First let me say how impressed I am with each entry. Wow, you are all
so ambitious and did such a great job with your dishes whether you
loved French Lessons or not. I now also understand why every judge
mentions how hard it is to pick a winner. The quality is amazing, and
I could clearly see the thought and effort and research that go in to
creating or finding a dish that fits with the selected book. Everyone
gets my admiration and applause.
I reviewed French Lessons on my blog last January, and although I
liked A Year in Provence better, I enjoyed following Peter around
France and virtually sharing in some good meals and festivals.
Okay, enough about me and let’s get on to the judging.

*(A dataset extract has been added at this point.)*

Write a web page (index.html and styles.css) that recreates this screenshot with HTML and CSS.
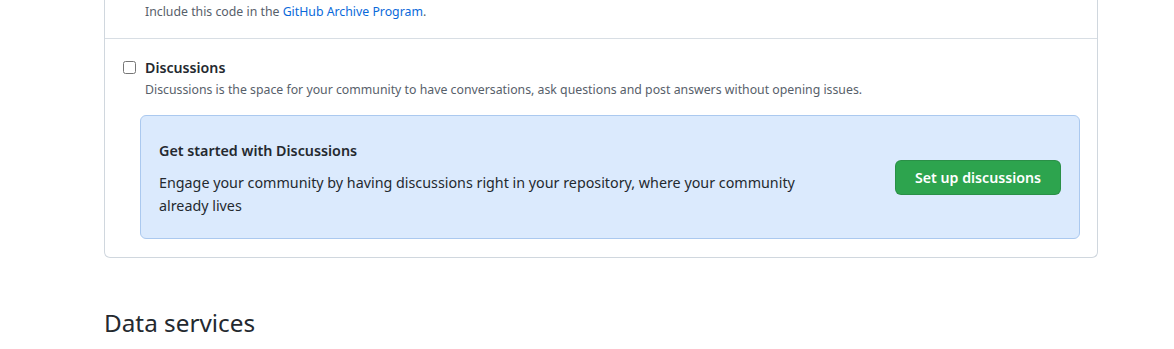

Well, one more
thing about me: I’ve added several recipes to my must-try-really-soon
list. Thanks!
The runner-up is Beth of Seventh Level of boredom with her Poulet a la
 There was more than one entry that used this fabulous dish;
each was different and each looked wonderful. But I loved Beth’s write
up, and I could totally relate to her surprise of how amazingly easy
it is to make chicken this way. Too bad, as she says, we can’t eat
this every day. I love the idea of serving the sauce in a dipping
bowl. I would have never thought of that, but it expands the
possibilities of making a pretty presentation on the table.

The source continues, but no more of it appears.